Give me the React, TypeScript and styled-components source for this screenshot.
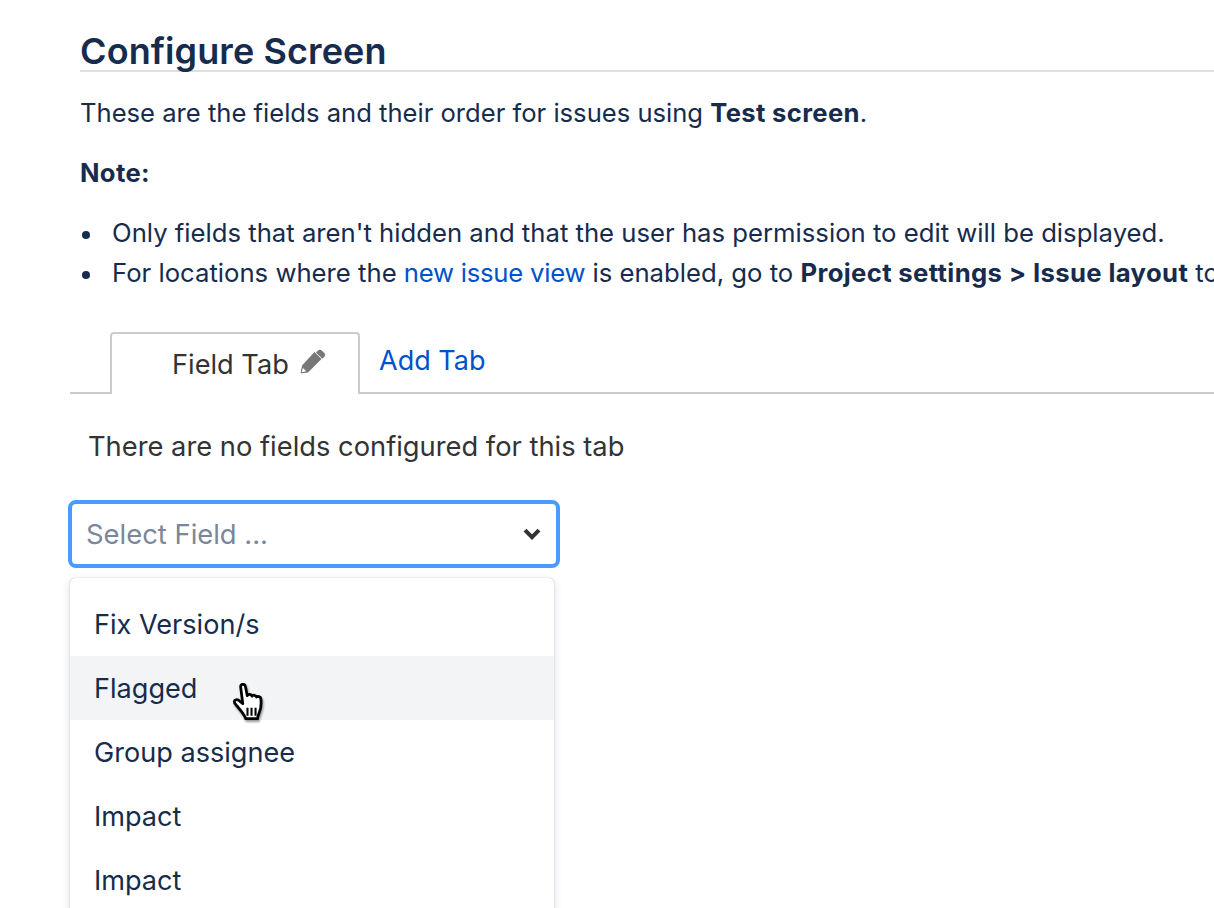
import React from 'react';
import styled, { createGlobalStyle } from 'styled-components';

const GlobalStyle = createGlobalStyle`
  html, body {
    margin: 0;
    padding: 0;
    height: 100%;
    background: #fff;
    overflow: hidden;
  }
  body {
    font-family: Inter, "Liberation Sans", sans-serif;
    color: #172b4d;
  }
  b {
    letter-spacing: 0.35px;
  }
`;

const Page = styled.div`
  width: 1214px;
  height: 908px;
  overflow: hidden;
  padding-left: 70px;
  box-sizing: border-box;
`;

const Intro = styled.div`
  padding-left: 10px;
  white-space: nowrap;
`;

const Title = styled.h1`
  margin: 0;
  padding-top: 28px;
  height: 42px;
  line-height: 46px;
  font-size: 36px;
  font-weight: 600;
  letter-spacing: 0.1px;
  color: #172b4d;
  border-bottom: 2px solid #dfdfdf;
`;

const Lead = styled.p`
  margin: 0;
  padding-top: 23px;
  height: 35px;
  line-height: 35px;
  font-size: 25.6px;
`;

const Text = styled(Lead)`
  padding-top: 25px;
`;

const Bullets = styled.ul`
  list-style: none;
  margin: 23px 0 0;
  padding: 0 0 0 32px;
  font-size: 25.7px;
  line-height: 40px;
`;

const Bullet = styled.li`
  &::before {
    content: '';
    display: inline-block;
    width: 8px;
    height: 8px;
    margin: 0 22px 3px -30px;
    border-radius: 50%;
    background: #172b4d;
  }
`;

const Link = styled.a`
  color: #0052cc;
  text-decoration: none;
`;

const IssueLink = styled(Link)`
  letter-spacing: -0.25px;
`;

const TabBar = styled.div`
  display: flex;
  align-items: flex-end;
  height: 60px;
  margin-top: 39px;
  padding-left: 40px;
  border-bottom: 2px solid #ccc;
`;

const ActiveTab = styled.div`
  display: flex;
  align-items: center;
  box-sizing: border-box;
  width: 250px;
  height: 62px;
  margin-bottom: -2px;
  padding: 0 0 0 60px;
  gap: 10px;
  background: #fff;
  border: 2px solid #ccc;
  border-bottom: none;
  border-radius: 4px 4px 0 0;
  font-size: 27.2px;
  color: #333;
`;

const PencilIcon = styled.svg`
  margin-top: -6px;
`;

const AddTab = styled(Link)`
  align-self: center;
  margin: 0 0 4px 19px;
  font-size: 27px;
`;

const Empty = styled.p`
  margin: 0;
  padding: 35px 0 0 18px;
  height: 36px;
  line-height: 36px;
  font-size: 27.3px;
  color: #333;
`;

const SelectBox = styled.div`
  display: flex;
  align-items: center;
  justify-content: space-between;
  box-sizing: border-box;
  width: 492px;
  height: 68px;
  margin: 35px 0 0 -2px;
  padding: 0 15px 0 14px;
  border: 4px solid #4c9aff;
  border-radius: 8px;
  font-size: 27.4px;
  color: #7a869a;
`;

const Menu = styled.ul`
  list-style: none;
  width: 484px;
  margin: 10px 0 0;
  padding: 14px 0 0;
  background: #fff;
  border-radius: 5px;
  box-shadow: 0 0 1px rgba(9, 30, 66, 0.45), 0 3px 8px rgba(9, 30, 66, 0.16);
`;

const Option = styled.li<{ $hover?: boolean }>`
  position: relative;
  height: 64px;
  line-height: 66px;
  padding-left: 24px;
  font-size: 27.1px;
  color: #172b4d;
  background: ${({ $hover }) => ($hover ? '#f3f4f6' : 'transparent')};
`;

const Cursor = styled.svg`
  position: absolute;
  left: 162px;
  top: 27px;
  filter: drop-shadow(1px 2px 1px rgba(0, 0, 0, 0.4));
`;

const Pencil = () => (
  <PencilIcon width="28" height="26" viewBox="0 0 28 26">
    <path d="M19 2.500c1-1 2.500-1.200 3.500-.2l3 3c1 1 .8 2.500-.2 3.500l-2 2-6.300-6.300z" fill="#777" />
    <path d="M15.500 4l7 7L9 24.500 2 25l1-7.500z" fill="#777" />
    <path d="M3.500 19l4.500 4.500L2 25z" fill="#fff" stroke="#777" strokeWidth="1" />
  </PencilIcon>
);

const Chevron = () => (
  <svg width="18" height="12" viewBox="0 0 18 12">
    <path d="M2 2.200L9 9.200l7-7" fill="none" stroke="#333" strokeWidth="4" />
  </svg>
);

const HandCursor = () => (
  <Cursor width="31" height="37" viewBox="1 0.5 27 32">
    <path
      d="M8.500 3.500c0-2.600 3.700-2.800 4.200 0l1.600 8c.8-1.700 3.700-1.400 4.100.4.900-1.400 3.600-1 3.900.8 1-1 3.600-.6 3.800 1.200.5 4 .2 8.400-1.200 11.800-.7 2-1.400 3.600-1.700 5.800H13c-.9-2.900-3.600-6-6.300-9.500-1.500-1.900-3.800-3.700-3.700-5.400.1-1.700 2.400-2.200 4-1l3.400 2.700z"
      fill="#fff"
      stroke="#000"
      strokeWidth="2.400"
      strokeLinejoin="round"
    />
    <path d="M14.500 22v7M18 22v7M21.500 22v7" stroke="#000" strokeWidth="1.800" />
  </Cursor>
);

const App: React.FC = () => {
  return (
    <Page>
      <GlobalStyle />
      <Intro>
        <Title>Configure Screen</Title>
        <Lead>
          These are the fields and their order for issues using <b>Test screen</b>.
        </Lead>
        <Text>
          <b>Note:</b>
        </Text>
        <Bullets>
          <Bullet>Only fields that aren't hidden and that the user has permission to edit will be displayed.</Bullet>
          <Bullet>
            For locations where the <IssueLink href="#">new issue view</IssueLink> is enabled, go to{' '}
            <b>Project settings &gt; Issue layout</b> to
          </Bullet>
        </Bullets>
      </Intro>
      <TabBar>
        <ActiveTab>
          Field Tab
          <Pencil />
        </ActiveTab>
        <AddTab href="#">Add Tab</AddTab>
      </TabBar>
      <Empty>There are no fields configured for this tab</Empty>
      <SelectBox>
        Select Field ...
        <Chevron />
      </SelectBox>
      <Menu>
        <Option>Fix Version/s</Option>
        <Option $hover>
          Flagged
          <HandCursor />
        </Option>
        <Option>Group assignee</Option>
        <Option>Impact</Option>
        <Option>Impact</Option>
      </Menu>
    </Page>
  );
};

export default App;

■ REQUEST: Count how many lines above carry the word "components". Only the number is required.

■ COMPLETE OUTPUT: 2